YOUR INSTRUCTIONS:
Note each line of the listing that contains the string "with", and copy it.
===== EXTRACTED MATERIAL =====
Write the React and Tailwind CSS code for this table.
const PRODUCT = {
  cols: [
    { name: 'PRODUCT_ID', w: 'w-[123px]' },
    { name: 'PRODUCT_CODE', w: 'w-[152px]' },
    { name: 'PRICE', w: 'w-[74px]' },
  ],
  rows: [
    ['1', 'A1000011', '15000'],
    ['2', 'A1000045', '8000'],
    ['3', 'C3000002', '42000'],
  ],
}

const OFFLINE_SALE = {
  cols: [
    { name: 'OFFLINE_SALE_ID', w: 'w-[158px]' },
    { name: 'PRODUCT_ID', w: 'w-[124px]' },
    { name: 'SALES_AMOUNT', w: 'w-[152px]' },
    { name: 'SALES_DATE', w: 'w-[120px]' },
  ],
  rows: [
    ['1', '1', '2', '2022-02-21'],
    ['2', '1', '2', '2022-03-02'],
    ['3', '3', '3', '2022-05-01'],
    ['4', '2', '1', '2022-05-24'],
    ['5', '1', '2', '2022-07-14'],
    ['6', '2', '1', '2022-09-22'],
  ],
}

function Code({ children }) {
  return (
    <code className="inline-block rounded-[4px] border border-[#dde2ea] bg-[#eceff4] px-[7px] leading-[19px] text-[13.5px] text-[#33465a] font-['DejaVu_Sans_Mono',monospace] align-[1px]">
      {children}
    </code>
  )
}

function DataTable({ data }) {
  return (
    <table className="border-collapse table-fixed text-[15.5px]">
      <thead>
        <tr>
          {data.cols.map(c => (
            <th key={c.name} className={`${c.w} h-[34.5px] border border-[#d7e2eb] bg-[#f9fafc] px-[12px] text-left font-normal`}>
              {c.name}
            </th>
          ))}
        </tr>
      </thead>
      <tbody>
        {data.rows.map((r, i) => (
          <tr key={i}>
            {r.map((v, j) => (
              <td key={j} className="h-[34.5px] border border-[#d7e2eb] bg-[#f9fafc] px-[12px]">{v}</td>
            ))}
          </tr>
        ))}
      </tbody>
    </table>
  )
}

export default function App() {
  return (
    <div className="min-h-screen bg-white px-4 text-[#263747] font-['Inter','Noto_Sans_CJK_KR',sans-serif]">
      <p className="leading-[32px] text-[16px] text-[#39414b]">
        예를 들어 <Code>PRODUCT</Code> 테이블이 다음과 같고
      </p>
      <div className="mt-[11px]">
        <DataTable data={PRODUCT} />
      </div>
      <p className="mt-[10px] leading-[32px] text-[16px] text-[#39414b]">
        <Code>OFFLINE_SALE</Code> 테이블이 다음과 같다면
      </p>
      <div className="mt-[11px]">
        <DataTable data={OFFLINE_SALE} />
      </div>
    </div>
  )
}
=====
===== EXTRACTED MATERIAL =====
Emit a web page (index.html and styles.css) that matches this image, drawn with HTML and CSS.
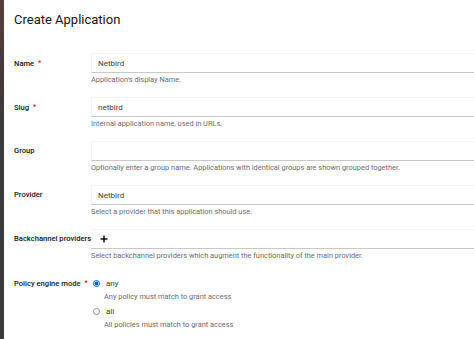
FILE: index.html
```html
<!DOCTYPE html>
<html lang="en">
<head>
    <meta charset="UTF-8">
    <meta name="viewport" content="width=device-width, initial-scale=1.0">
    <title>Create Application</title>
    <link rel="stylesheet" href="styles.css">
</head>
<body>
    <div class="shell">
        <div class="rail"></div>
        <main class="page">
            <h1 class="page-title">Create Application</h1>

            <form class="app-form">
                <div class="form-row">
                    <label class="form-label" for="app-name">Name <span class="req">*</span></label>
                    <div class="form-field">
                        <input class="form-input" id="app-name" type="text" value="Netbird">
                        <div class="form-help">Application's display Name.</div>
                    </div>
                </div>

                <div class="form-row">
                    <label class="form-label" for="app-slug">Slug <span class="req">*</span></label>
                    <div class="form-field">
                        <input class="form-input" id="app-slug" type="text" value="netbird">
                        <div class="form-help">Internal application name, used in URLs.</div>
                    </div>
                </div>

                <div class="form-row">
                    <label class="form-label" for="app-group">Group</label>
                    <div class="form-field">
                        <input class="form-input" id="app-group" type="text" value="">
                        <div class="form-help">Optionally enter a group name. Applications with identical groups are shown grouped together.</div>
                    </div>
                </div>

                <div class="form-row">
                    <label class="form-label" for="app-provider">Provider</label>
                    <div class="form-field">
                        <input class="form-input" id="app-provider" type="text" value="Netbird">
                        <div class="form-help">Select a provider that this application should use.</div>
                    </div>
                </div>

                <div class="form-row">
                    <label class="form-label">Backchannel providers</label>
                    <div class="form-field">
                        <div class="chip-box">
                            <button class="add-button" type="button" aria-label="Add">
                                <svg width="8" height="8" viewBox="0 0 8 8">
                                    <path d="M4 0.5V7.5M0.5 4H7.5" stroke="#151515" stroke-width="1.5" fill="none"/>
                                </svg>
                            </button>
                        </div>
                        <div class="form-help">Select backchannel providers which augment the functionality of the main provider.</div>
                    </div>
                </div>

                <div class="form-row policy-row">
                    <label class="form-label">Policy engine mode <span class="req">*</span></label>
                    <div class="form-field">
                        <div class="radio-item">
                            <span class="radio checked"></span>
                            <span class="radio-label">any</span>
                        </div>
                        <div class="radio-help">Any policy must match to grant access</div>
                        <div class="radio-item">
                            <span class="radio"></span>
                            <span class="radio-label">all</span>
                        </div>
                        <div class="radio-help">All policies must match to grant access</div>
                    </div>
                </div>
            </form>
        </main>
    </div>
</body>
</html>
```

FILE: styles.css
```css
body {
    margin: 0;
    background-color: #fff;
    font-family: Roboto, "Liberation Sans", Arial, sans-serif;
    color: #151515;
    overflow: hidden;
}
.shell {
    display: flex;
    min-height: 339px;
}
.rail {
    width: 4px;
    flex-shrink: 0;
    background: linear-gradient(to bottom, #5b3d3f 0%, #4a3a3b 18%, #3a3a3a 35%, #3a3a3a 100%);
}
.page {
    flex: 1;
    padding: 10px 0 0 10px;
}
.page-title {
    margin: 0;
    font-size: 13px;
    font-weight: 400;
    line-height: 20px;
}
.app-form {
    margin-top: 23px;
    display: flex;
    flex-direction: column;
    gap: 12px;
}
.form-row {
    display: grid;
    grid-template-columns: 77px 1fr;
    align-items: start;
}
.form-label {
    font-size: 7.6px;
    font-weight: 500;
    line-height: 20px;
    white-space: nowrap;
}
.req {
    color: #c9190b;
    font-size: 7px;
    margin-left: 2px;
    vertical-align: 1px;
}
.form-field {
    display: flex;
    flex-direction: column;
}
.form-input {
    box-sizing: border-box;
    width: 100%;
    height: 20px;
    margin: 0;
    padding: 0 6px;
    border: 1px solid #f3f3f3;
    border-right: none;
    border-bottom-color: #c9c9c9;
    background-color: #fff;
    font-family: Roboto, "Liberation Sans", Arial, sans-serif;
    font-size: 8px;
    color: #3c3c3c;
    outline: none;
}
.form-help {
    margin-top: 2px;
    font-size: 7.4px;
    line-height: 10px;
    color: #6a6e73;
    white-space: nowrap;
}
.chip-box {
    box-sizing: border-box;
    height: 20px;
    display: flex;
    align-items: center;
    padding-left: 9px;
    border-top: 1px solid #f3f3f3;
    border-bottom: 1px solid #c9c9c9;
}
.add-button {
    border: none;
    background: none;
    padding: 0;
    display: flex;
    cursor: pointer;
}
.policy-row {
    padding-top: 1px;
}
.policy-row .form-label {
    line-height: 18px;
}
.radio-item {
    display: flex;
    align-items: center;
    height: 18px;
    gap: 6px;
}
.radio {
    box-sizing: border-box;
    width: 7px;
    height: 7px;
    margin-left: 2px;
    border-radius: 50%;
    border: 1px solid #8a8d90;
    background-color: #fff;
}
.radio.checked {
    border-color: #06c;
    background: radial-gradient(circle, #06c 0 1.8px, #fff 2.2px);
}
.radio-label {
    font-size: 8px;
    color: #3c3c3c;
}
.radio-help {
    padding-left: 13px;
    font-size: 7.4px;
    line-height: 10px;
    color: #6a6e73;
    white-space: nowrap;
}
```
=====
COMPLETE RESPONSE:
Emit a web page (index.html and styles.css) that matches this image, drawn with HTML and CSS.
                        <div class="form-help">Optionally enter a group name. Applications with identical groups are shown grouped together.</div>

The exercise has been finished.